Amazon, MS, and Yahoo Against Google's Library
anonymousNR writes "From the BBC, 'Three technology heavyweights are joining a coalition to fight Google's attempt to create what could be the world's largest virtual library. Amazon, Microsoft and Yahoo will sign up to the Open Book Alliance being spearheaded by the Internet Archive. They oppose a legal settlement that could make Google the main source for many online works. "Google is trying to monopolise the library system," the Internet Archive's founder Brewster Kahle said.'"
1. Competitor is kicking your ass at X
2. Form Open X Alliance
3. Profit!
It's about depriving us of access to out of print books. That is all.
Help stamp out iliturcy.
So what exactly is "open" about the Open Book Alliance? Or was the name chosen for being a bad play on words.
This guy's the limit!
Their wealth abandoned and forgotten until the last copy is lost. Each was once a treasure, each contains something unique that once lost is gone forever. Who knows what nuggets of wisdom once enshrined in print might enlighten, inform, inspire or entertain a new generation? Nobody knows. We do know from dangling references in works of historical importance that a great deal has always been lost. Amazon knows that if people continue to have access to old books, they won't buy as many new ones. Microsoft knows that they must fight the Google on every front from the Halls of Montezuma to the shores of Tripoli. Yahoo, well, we all know why they're following Microsoft in this. And so this vile crew set their goal not to do it better but to prevent this service to mankind.
Google's effort fights the loss. It struggles to retain as much as possible against the inevitable creep of time. It's great, in my mind, that this goal even occurred to them. If some others want to compete in this worthy cause they should do so. But to fight against it is evil: not potential evil, but actual and active evil.
Count me with the people who don't see the Internet Archive's angle in this. It's basically taking their "archive everything" web idea and applying it to dead tree based data.
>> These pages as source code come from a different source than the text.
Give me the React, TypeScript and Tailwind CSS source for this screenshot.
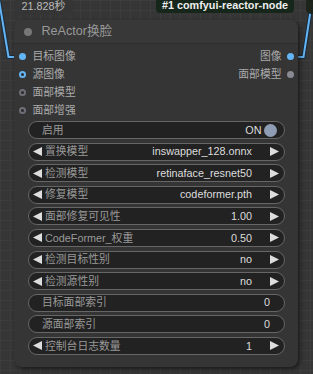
import React from "react";

const FONT = "font-['Liberation_Sans','Noto_Sans_CJK_SC',sans-serif]";

function LeftArrow() {
  return (
    <svg width="9" height="9" viewBox="0 0 9 9" className="shrink-0">
      <polygon points="9,0 9,9 0,4.5" fill="#dddddd" />
    </svg>
  );
}
function RightArrow() {
  return (
    <svg width="9" height="9" viewBox="0 0 9 9" className="shrink-0">
      <polygon points="0,0 0,9 9,4.5" fill="#dddddd" />
    </svg>
  );
}

function Combo({ label, value, arrows = true }: { label: string; value: string; arrows?: boolean }) {
  return (
    <div className="flex h-[18px] items-center rounded-full border border-[#666] bg-[#222] text-[10.8px] leading-none">
      {arrows ? (
        <>
          <span className="ml-[4.5px] flex"><LeftArrow /></span>
          <span className="ml-[3px] whitespace-nowrap text-[#999]">{label}</span>
          <span className="ml-auto whitespace-nowrap text-[#ddd]">{value}</span>
          <span className="ml-[18px] mr-[4.5px] flex"><RightArrow /></span>
        </>
      ) : (
        <>
          <span className="ml-[13.5px] whitespace-nowrap text-[#999]">{label}</span>
          <span className="ml-auto mr-[13.5px] whitespace-nowrap text-[#ddd]">{value}</span>
        </>
      )}
    </div>
  );
}

function Toggle({ label }: { label: string }) {
  return (
    <div className="flex h-[18px] items-center rounded-full border border-[#666] bg-[#222] text-[10.8px] leading-none">
      <span className="ml-[13.5px] text-[#999]">{label}</span>
      <span className="ml-auto text-[#ddd]">ON</span>
      <span className="ml-[2.5px] mr-[6.5px] h-[13px] w-[13px] rounded-full bg-[#8f9db4]" />
    </div>
  );
}

function InSlot({ label, kind }: { label: string; kind: "blue" | "blueHollow" | "grayHollow" }) {
  const dot =
    kind === "blue" ? (
      <span className="h-[7px] w-[7px] rounded-full bg-[#64b5f6]" />
    ) : kind === "blueHollow" ? (
      <span className="h-[7px] w-[7px] rounded-full border-[2px] border-[#64b5f6] bg-[#2a2a2a]" />
    ) : (
      <span className="h-[7px] w-[7px] rounded-full border-[2px] border-[#6f6f78] bg-[#2a2a2a]" />
    );
  return (
    <div className="flex h-[18px] items-center">
      <span className="ml-[4.5px] flex">{dot}</span>
      <span className="ml-[7px] text-[10.8px] leading-none text-[#aaa]">{label}</span>
    </div>
  );
}

export default function App() {
  return (
    <div
      className={`relative h-[374px] w-[313px] overflow-hidden bg-[#363636] bg-[linear-gradient(#3d3d3d_1px,transparent_1px),linear-gradient(90deg,#3d3d3d_1px,transparent_1px)] bg-[size:10px_10px] ${FONT}`}
    >
      {/* links */}
      <svg className="absolute left-0 top-0" width="313" height="374">
        <path d="M22 57 L8.5 57 L-1 0" fill="none" stroke="#1a2a3a" strokeWidth="4" />
        <path d="M22 57 L8.5 57 L-1 0" fill="none" stroke="#64b5f6" strokeWidth="2" />
        <path d="M290 57 L303.5 57 L313 -5" fill="none" stroke="#1a2a3a" strokeWidth="4" />
        <path d="M290 57 L303.5 57 L313 -5" fill="none" stroke="#64b5f6" strokeWidth="2" />
      </svg>

      {/* other node corner top-right */}
      <div className="absolute left-[306px] top-[-6px] h-[20px] w-[20px] rounded-[5px] bg-[#1c241c]" />

      {/* time badge */}
      <div className="absolute left-[14px] top-[-4px] flex h-[19px] w-[59px] items-end justify-center rounded-[4px] bg-[#353535] pb-[3px] text-[10.8px] leading-none text-[#bbb]">
        21.828秒
      </div>

      {/* node id badge */}
      <div className="absolute left-[156px] top-[-4px] flex h-[17px] w-[138px] items-end justify-center rounded-[4px] bg-[#16261a] pb-[2px] text-[10.8px] font-bold leading-none text-[#eee]">
        #1 comfyui-reactor-node
      </div>

      {/* node */}
      <div className="absolute left-[14px] top-[20px] flex h-[347px] w-[284px] flex-col rounded-[8px] bg-[#353535] shadow-[2px_2px_5px_rgba(0,0,0,0.55)]">
        <div className="flex h-[24px] items-center rounded-t-[8px] border-b border-[#2e2e2e] bg-[#383838]">
          <span className="ml-[9.5px] h-[8px] w-[8px] rounded-full bg-[#777]" />
          <span className="ml-[10px] text-[12.6px] leading-none text-[#999]">ReActor换脸</span>
        </div>

        <div className="relative pt-[3px]">
          <InSlot label="目标图像" kind="blue" />
          <InSlot label="源图像" kind="blueHollow" />
          <InSlot label="面部模型" kind="grayHollow" />
          <InSlot label="面部增强" kind="grayHollow" />

          <div className="absolute right-0 top-[3px] flex flex-col items-end">
            <div className="flex h-[18px] items-center">
              <span className="text-[10.8px] leading-none text-[#aaa]">图像</span>
              <span className="ml-[5px] mr-[4.5px] h-[7px] w-[7px] rounded-full bg-[#64b5f6]" />
            </div>
            <div className="flex h-[18px] items-center">
              <span className="text-[10.8px] leading-none text-[#aaa]">面部模型</span>
              <span className="ml-[5px] mr-[4.5px] h-[7px] w-[7px] rounded-full bg-[#8a8a94]" />
            </div>
          </div>
        </div>

        <div className="mt-[2px] flex flex-col gap-[3.6px] px-[13.5px]">
          <Toggle label="启用" />
          <Combo label="置换模型" value="inswapper_128.onnx" />
          <Combo label="检测模型" value="retinaface_resnet50" />
          <Combo label="修复模型" value="codeformer.pth" />
          <Combo label="面部修复可见性" value="1.00" />
          <Combo label="CodeFormer_权重" value="0.50" />
          <Combo label="检测目标性别" value="no" />
          <Combo label="检测源性别" value="no" />
          <Combo label="目标面部索引" value="0" arrows={false} />
          <Combo label="源面部索引" value="0" arrows={false} />
          <Combo label="控制台日志数量" value="1" />
        </div>
      </div>
    </div>
  );
}
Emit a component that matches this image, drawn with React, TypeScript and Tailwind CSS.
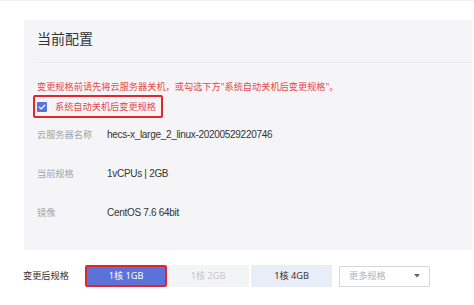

If preserving the drunken mumblings of every blogger is important, surely preventing the loss of the writings of Arnold J. Toynbee and the host of others like him must be more so. Not everything worth preserving has been published on the Internet. Yet.
Help stamp out iliturcy.
The complaint, though, is that Google alone will have access to in-copyright but unknown-author books, as part of the terms of the settlement. It's a weird sort of legal loophole in that nobody normally would have access, but if Google successfully settles a class-action lawsuit, then the class representatives can give Google permission on behalf of the class members. The only way for anyone else to get similar permission would be to either contact these unknown authors individually, or find a way to get a class-action lawsuit filed against them that would enable them to negotiate a similar settlement.
10 PRINT CHR$(205.5+RND(1)); : GOTO 10
You're the second person to post some variation on the 'knowledge is power, and some people want to control that power' theme, and I just wanted to add that there's some real, specific reasons this applies at the present time to out of print books, for those who may think the meme is a little paranoid.
A few weeks ago, I read a book on higher dimensional geometry (Geometry, Relativity, and the Fourth Dimension - by Rudolph v. B. Rucker). It was published in 1977 in a cheap Dover paperback edition. In the back, there's references to a large number of books and papers on Relativity, Quantum Mechanics, and abstract math, by some of the most famous names of 20th century physics (Einstein, Wheeler, Hawking, Everett, Minkowski, etc.) A tremendous number of these turn out to be out of print and unavailable through Amazon or other common sources. In one case, I was offered a copy of one work for over 300 dollars.
There are also a lot of books on the 'occult' side of higher dimensions in the references. Rucker isn't pushing an esoteric knowledge angle - He quotes from several of these, but he's often very critical of the misinterpretations of science found in them, and while he sees some interesting features in the works of people like P. D. Ouspensky or J. W. Dunne, he comes down rather harder on Carlos Castaneda. A little checking on these found a surprising number of them were in print or available online at low costs, and most of the rest were being offered free online from various occult groups websites.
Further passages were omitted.